I stand on the dock in San Lorenzo, a port town in the north coast of Ecuador, overlooking the intricate network of channels through which the river makes its way into green forest.  I am close to the border with Colombia. It is here, in this in-between place, that small boats arrive carrying refugees from Colombia, who are escaping the violence that despite the much touted peace negotiations shows no signs of abating. Over 5 million people have been internally displaced by violence in Colombia, while over 1,000 refugees a month continue to arrive in Ecuador seeking asylum. It is a war fuelled by power and greed, rooted in inequality and injustice. 

As they cross the water between these two countries, I image the hearts of the asylum seekers inhabiting the in-between place between gratitude and sorrow, between hope and fear.  Perhaps their hearts are filled with gratitude for escaping the violence, but they also carry the pain for what they have left behind, for their burned houses, for the dead they buried, for the loved ones who have disappeared,  for their unfulfilled dreams.  Their hearts hold hope and relief as they see the shores of Ecuador, a country which in the last few years has been a beacon of welcome for the refugees, but they also carry the fear of being sent back, the anxiety of starting their lives in a place they do not know, with nothing on their back.

We go to a mangrove swamp occupied by thousands of Colombian refugees.  We meet Wilfreda, a grandmother who looks about 70 years old who has also made a home here, except, it is not a home. This is no place to live. It is also an in-between place.  The refugees have built some wooden shacks on poles dug in the wet, soft mud below. We smell the stench of sewer mixed with the mud just below us as we nervously walk over the planks that have been precariously erected over the mud to go to the houses. I shudder at the thought of falling down. Children make their way down to the mud to play with sticks and find anything they can call a toy. I hear laughter, even here, in the midst of a poverty that suffocates.

                People stare at us, but they welcome us. That is because I am with Blanca, Virginia and Ángel, who work with the Jesuit Refugee Service (JRS) and who obviously have a heart for the refugees.  The people know them, there is deep trust, they hug, they smile.

Wilfreda  does not speak much, but after a while tells me that two of her grandchildren have been killed in Colombia, the last one only 6 months ago, he was 27. Her granddaughter had been taken by armed groups. Now she returned. There is silence. We don’t ask questions. Her pain is palpable.  Soft tears roll down her cheek. Silence falls in the space between us. I hold her arm. How can you console such pain? Blanca who is herself a refugee, tells me that the pain of the refugees is a pain that has no end.

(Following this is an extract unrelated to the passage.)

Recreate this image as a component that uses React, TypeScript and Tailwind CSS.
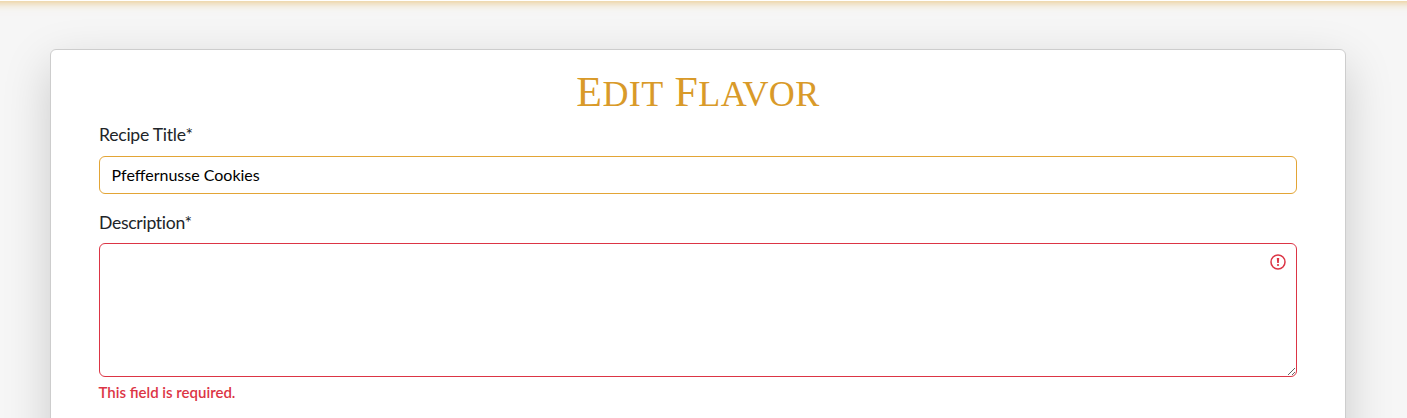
export default function App() {
  return (
    <div className="h-[418px] overflow-hidden bg-[#f6f6f6] font-['Lato',sans-serif] text-[#212529]">
      <header className="-mx-3 -mt-[63px] h-16 bg-white shadow-[0_0_10px_rgba(224,164,50,0.75)]" />
      <main className="px-[50px] pt-12">
        <section className="h-[480px] w-[1296px] rounded-md border border-[#cdcdcd] bg-white px-12 pt-[21px] shadow-[0_16px_48px_rgba(0,0,0,0.175)]">
          <h1 className="flex h-[42px] items-baseline justify-center whitespace-pre font-['Liberation_Serif',serif] text-[42px] leading-[42px] tracking-[0.4px] text-[#d99a29]">
            <span>E<span className="text-[36px]">DIT</span> F<span className="text-[36px]">LAVOR</span></span>
          </h1>
          <form>
            <label htmlFor="title" className="block h-[43px] pt-[9px] text-[17.6px] leading-[26px] tracking-[-0.25px] [font-variant-ligatures:none]">Recipe Title*</label>
            <input
              id="title"
              defaultValue="Pfeffernusse Cookies"
              className="block h-[38px] w-full rounded-md border border-[#e3a536] bg-white px-[11.5px] pb-0.5 text-base text-black outline-none"
            />
            <label htmlFor="description" className="block h-[49px] pt-4 text-[17.6px] leading-[26px] tracking-[-0.3px] [font-variant-ligatures:none]">Description*</label>
            <div className="relative">
              <textarea
                id="description"
                className="block h-[134px] w-full rounded-md border border-[#dc3545] bg-white px-3 py-1.5 outline-none"
              />
              <svg viewBox="0 0 16 16" className="pointer-events-none absolute right-[11px] top-[11px] h-4 w-4" fill="none" stroke="#dc3545">
                <circle cx="8" cy="8" r="7" strokeWidth="1.5" />
                <path d="M6.8 4h2.4l-.4 5H7.2z" fill="#dc3545" stroke="none" />
                <circle cx="8" cy="11" r="1.1" fill="#dc3545" stroke="none" />
              </svg>
            </div>
            <p className="mt-1 -ml-[0.5px] text-[15px] font-semibold leading-[23px] text-[#dc3545]">This field is required.</p>
          </form>
        </section>
      </main>
    </div>
  );
}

 Wilfreda is alone here with her partner.  Her children who also left their home because of the violence,  are spread across Colombia. I ask if she plans to go back, “yes maybe…sometime…but they burned my shack, there is nothing to go back to. But then…there is nothing here either”, she says with a tone of resignation and despair.  Here they have no jobs. They try to survive from fishing. 

We had heard similar stories earlier at the JRS office, where our meeting was interrupted repeatedly by knocks on the door, by sounds of tears, by stories of pain. A steady stream of refugees comes to say that they need to register, or that their application for asylum was rejected, or that they have nowhere to go, or that they don’t have to eat or anywhere to sleep. 

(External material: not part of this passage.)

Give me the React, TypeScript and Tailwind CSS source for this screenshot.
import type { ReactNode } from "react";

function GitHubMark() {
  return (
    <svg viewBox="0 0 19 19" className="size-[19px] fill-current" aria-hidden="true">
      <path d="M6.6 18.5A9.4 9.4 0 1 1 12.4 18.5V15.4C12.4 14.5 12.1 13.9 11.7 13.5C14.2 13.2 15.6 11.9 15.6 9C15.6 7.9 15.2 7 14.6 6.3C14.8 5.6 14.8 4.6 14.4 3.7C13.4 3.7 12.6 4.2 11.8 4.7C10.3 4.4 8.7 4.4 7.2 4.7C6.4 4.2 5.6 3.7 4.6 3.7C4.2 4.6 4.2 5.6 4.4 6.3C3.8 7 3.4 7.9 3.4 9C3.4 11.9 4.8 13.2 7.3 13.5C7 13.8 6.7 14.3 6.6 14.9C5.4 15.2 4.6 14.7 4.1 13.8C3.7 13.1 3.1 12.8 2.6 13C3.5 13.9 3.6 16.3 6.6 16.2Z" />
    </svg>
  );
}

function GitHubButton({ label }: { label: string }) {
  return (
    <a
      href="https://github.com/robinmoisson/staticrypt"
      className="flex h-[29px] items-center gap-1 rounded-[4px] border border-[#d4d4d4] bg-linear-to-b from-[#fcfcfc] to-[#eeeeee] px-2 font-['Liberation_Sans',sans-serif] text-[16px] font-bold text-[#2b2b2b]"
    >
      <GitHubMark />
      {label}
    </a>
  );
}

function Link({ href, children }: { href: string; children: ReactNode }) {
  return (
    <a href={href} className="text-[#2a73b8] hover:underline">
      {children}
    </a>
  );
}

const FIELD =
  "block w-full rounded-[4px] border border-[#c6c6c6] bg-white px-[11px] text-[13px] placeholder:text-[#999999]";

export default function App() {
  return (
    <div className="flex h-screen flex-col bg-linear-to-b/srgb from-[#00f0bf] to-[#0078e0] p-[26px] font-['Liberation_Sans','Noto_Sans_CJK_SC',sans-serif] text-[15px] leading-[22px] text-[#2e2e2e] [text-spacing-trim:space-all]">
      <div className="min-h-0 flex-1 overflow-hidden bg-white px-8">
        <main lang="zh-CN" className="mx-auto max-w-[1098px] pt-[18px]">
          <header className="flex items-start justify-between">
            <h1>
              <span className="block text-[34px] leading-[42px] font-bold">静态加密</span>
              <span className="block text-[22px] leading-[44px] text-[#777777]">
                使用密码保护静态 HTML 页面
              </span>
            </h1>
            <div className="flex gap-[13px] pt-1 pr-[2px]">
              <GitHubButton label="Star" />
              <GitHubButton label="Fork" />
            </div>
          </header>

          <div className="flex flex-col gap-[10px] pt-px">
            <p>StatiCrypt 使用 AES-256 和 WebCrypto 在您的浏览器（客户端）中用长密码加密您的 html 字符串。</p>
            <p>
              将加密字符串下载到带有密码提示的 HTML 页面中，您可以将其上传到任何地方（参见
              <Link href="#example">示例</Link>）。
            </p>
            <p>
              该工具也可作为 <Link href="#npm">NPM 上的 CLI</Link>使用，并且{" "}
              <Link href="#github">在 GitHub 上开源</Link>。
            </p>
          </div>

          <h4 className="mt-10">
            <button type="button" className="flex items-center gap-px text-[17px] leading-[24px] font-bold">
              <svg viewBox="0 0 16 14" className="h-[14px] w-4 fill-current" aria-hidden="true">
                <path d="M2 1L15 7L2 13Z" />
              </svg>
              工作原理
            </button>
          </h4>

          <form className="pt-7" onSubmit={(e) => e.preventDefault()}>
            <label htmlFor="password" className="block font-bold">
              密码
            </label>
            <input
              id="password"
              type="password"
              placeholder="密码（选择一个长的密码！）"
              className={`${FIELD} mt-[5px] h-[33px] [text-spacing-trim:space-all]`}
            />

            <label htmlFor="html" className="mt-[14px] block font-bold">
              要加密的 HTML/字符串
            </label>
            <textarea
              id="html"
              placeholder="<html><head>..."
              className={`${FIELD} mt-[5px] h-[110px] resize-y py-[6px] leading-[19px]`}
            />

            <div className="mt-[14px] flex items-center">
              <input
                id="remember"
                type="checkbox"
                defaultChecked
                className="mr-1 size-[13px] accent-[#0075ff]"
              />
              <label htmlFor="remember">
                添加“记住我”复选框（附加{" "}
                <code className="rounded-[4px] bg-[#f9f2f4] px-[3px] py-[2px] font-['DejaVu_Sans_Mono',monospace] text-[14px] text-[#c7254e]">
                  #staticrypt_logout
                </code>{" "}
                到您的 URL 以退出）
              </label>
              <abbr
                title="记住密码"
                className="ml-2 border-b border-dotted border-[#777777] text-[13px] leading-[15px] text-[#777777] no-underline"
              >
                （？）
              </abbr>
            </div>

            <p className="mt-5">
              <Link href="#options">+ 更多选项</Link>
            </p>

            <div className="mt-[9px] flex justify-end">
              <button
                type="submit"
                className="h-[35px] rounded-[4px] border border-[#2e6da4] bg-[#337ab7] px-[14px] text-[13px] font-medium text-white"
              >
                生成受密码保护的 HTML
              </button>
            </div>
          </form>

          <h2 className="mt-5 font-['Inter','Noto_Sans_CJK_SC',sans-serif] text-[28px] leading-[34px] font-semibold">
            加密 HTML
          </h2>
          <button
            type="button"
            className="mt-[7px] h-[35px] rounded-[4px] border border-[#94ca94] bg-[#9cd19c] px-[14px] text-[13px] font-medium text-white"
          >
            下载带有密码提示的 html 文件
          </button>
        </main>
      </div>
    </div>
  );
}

Wilfreda and the other refugees living in the swamp will not be able to stay here, because this land is a protected area JRS is lobbying so that they be relocated and given housing somewhere else. In the meantime the refugees wait in this in-between place, in the mud and the sewage.

My parting words to Wilfreda are that I will pray for her. They seem useless words, it is too easy to say them, just a way out of my feelings of inadequacy and uselessness.  But she responds, “Yes, please do. That, we need: prayers.”

And so I pray that we may all find a shore. I pray that God may show us the way to a place that the heart can call home.